DATA RECORDS:
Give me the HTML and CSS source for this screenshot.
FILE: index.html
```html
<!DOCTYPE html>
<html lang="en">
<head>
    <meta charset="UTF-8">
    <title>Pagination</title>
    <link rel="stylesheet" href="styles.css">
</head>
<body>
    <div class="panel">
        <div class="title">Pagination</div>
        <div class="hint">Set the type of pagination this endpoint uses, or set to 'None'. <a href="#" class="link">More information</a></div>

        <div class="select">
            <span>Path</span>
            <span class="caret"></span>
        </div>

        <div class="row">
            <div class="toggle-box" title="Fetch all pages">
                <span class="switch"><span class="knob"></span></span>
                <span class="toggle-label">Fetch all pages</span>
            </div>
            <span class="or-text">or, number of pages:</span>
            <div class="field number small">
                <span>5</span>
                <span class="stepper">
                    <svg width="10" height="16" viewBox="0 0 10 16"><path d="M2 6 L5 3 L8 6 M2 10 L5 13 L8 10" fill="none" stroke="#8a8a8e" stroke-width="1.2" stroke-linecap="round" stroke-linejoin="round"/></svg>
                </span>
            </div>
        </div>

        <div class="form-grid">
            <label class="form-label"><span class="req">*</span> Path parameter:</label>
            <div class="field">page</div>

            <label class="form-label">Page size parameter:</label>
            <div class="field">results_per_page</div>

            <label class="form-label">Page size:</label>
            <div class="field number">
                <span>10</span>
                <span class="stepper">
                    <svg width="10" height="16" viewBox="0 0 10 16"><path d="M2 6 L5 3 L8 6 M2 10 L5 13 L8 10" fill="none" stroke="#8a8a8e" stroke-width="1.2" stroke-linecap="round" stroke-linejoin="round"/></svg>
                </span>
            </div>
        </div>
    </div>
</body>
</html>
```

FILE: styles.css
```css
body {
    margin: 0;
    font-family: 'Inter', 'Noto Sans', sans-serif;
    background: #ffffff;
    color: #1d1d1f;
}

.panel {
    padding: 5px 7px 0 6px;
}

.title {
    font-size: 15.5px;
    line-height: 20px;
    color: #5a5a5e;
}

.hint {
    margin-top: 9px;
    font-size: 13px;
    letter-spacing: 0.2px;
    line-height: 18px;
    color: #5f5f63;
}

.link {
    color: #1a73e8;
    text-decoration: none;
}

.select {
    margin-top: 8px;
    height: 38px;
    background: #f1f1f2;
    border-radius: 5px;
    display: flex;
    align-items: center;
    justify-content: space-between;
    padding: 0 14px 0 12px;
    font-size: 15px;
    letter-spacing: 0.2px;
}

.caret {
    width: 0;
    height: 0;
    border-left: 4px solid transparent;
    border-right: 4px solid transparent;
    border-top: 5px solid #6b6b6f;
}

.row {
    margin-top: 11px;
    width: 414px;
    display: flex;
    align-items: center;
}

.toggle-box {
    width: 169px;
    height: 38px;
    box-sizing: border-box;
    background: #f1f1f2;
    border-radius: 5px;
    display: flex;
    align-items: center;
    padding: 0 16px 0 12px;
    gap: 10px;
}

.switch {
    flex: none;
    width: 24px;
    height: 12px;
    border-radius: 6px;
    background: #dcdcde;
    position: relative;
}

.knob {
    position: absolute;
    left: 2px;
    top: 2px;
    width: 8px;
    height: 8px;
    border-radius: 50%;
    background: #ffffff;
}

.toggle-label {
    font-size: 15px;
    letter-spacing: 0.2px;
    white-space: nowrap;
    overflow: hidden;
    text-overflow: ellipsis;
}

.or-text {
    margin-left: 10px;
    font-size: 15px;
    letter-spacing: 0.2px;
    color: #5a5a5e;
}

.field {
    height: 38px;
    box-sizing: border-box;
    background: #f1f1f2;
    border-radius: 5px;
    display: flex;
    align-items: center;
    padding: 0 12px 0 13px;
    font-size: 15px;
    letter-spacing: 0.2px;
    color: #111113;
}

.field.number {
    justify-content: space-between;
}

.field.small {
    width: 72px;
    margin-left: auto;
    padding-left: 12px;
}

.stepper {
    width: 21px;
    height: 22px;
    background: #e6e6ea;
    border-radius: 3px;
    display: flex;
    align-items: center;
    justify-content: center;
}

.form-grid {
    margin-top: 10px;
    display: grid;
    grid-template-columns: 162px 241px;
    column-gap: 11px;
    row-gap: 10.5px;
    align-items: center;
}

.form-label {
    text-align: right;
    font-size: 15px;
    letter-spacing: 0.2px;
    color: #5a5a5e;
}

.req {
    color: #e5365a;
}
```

---

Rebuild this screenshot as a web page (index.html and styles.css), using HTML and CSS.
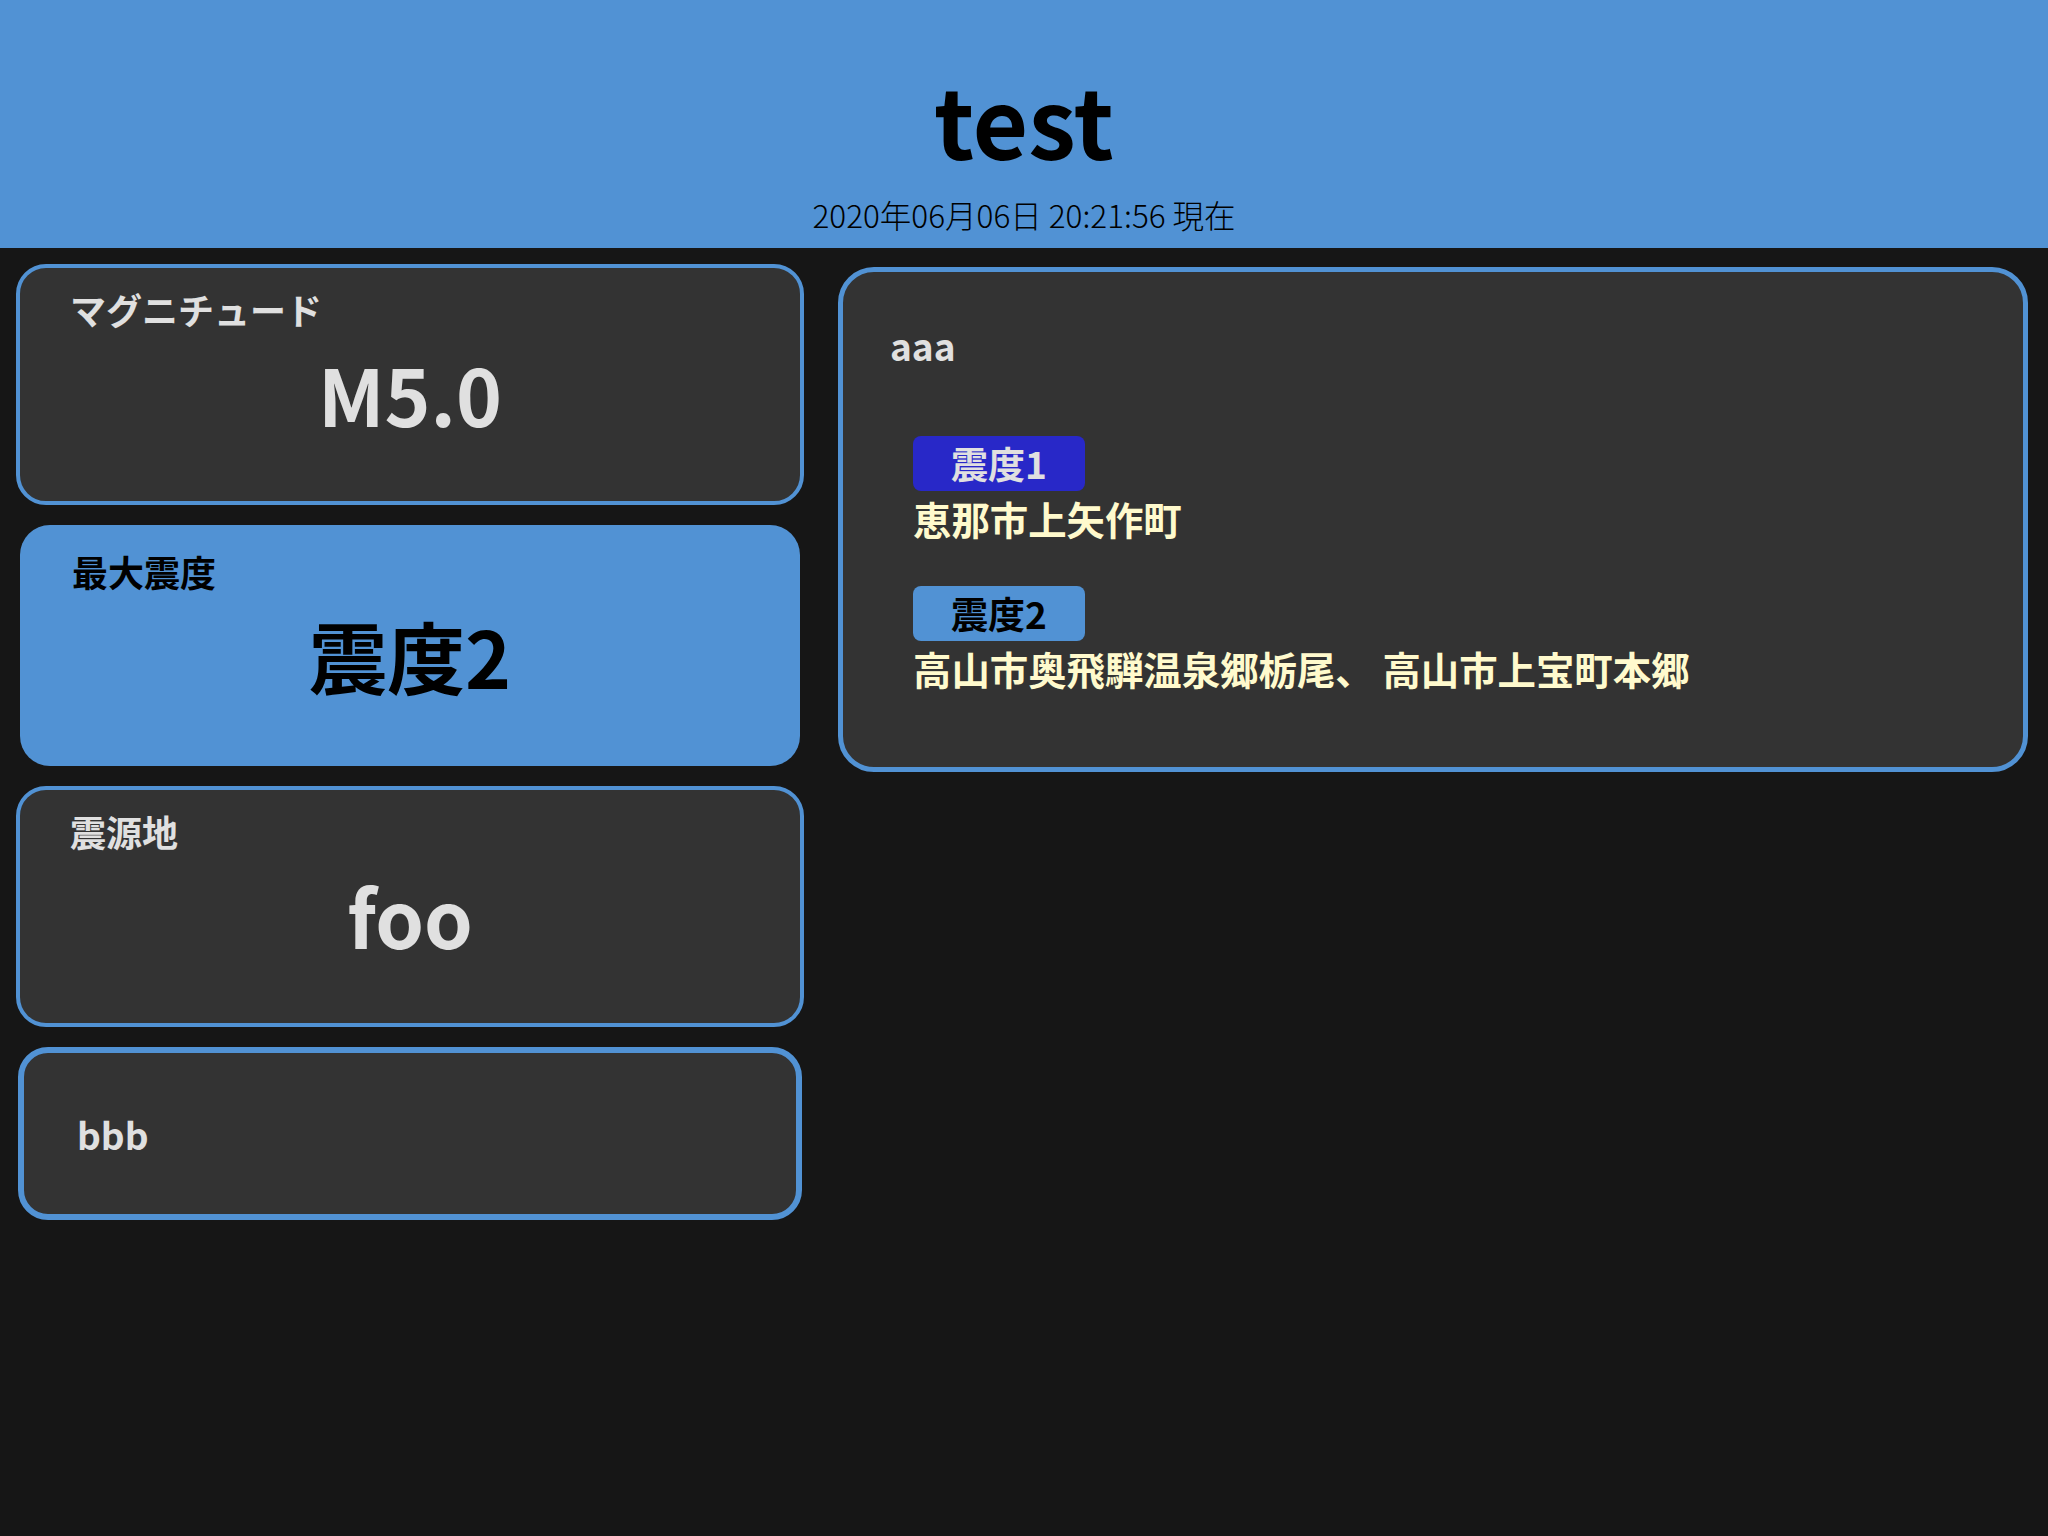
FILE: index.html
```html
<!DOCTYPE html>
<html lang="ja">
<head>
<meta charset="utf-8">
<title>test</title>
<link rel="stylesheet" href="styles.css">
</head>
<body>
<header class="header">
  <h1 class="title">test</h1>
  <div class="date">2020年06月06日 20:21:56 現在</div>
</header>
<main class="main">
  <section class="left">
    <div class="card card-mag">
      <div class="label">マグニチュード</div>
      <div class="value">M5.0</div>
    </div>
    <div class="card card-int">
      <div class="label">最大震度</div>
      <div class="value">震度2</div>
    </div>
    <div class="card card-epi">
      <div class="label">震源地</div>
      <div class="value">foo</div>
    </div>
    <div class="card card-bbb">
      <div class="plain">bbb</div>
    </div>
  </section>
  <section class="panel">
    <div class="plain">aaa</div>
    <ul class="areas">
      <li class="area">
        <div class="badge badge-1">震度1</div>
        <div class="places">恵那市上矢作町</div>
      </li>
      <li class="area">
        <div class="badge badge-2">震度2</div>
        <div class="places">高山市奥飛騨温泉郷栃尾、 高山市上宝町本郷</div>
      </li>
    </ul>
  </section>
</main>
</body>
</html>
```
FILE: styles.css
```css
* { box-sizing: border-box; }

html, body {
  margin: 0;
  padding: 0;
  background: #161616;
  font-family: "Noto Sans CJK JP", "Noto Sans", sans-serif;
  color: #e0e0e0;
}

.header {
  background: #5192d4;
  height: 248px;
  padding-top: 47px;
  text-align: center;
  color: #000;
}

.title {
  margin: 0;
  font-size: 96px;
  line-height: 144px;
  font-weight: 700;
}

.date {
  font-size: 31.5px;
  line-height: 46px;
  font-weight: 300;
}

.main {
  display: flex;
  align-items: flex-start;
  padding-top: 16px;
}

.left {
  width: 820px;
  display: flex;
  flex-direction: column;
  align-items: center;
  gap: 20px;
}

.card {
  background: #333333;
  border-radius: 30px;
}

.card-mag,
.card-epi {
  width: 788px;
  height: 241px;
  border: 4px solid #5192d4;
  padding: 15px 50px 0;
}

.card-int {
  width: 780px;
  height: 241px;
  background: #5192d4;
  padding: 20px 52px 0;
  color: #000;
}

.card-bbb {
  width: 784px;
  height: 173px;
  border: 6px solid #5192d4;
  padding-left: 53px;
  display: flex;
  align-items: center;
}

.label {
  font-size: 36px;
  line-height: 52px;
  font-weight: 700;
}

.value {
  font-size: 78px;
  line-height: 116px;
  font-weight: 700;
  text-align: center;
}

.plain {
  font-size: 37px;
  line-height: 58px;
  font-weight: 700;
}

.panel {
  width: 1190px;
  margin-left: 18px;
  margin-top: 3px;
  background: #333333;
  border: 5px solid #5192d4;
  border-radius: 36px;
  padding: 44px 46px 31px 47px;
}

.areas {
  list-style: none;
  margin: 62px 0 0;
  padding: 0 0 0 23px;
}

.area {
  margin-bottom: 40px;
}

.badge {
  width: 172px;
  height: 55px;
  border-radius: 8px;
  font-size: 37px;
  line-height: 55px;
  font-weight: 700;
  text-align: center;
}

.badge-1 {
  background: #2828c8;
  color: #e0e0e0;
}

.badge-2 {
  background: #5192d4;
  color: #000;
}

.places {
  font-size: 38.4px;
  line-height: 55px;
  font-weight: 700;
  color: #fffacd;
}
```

==

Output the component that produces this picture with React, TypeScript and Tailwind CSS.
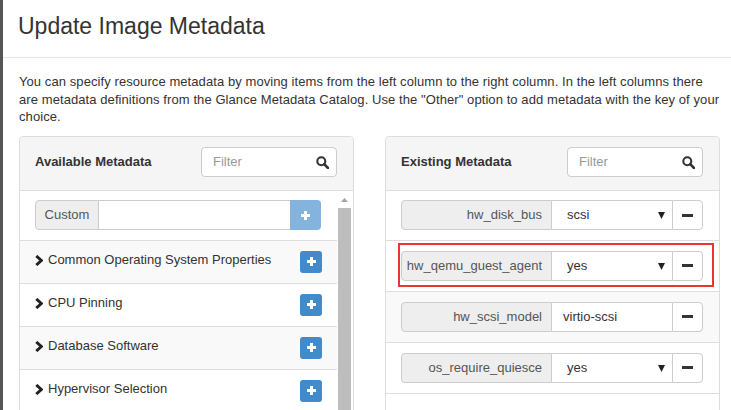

TASK REQUIREMENTS: List all lines above in which the string "screenshot" appears.

THE SOLUTION:
Give me the HTML and CSS source for this screenshot.
Rebuild this screenshot as a web page (index.html and styles.css), using HTML and CSS.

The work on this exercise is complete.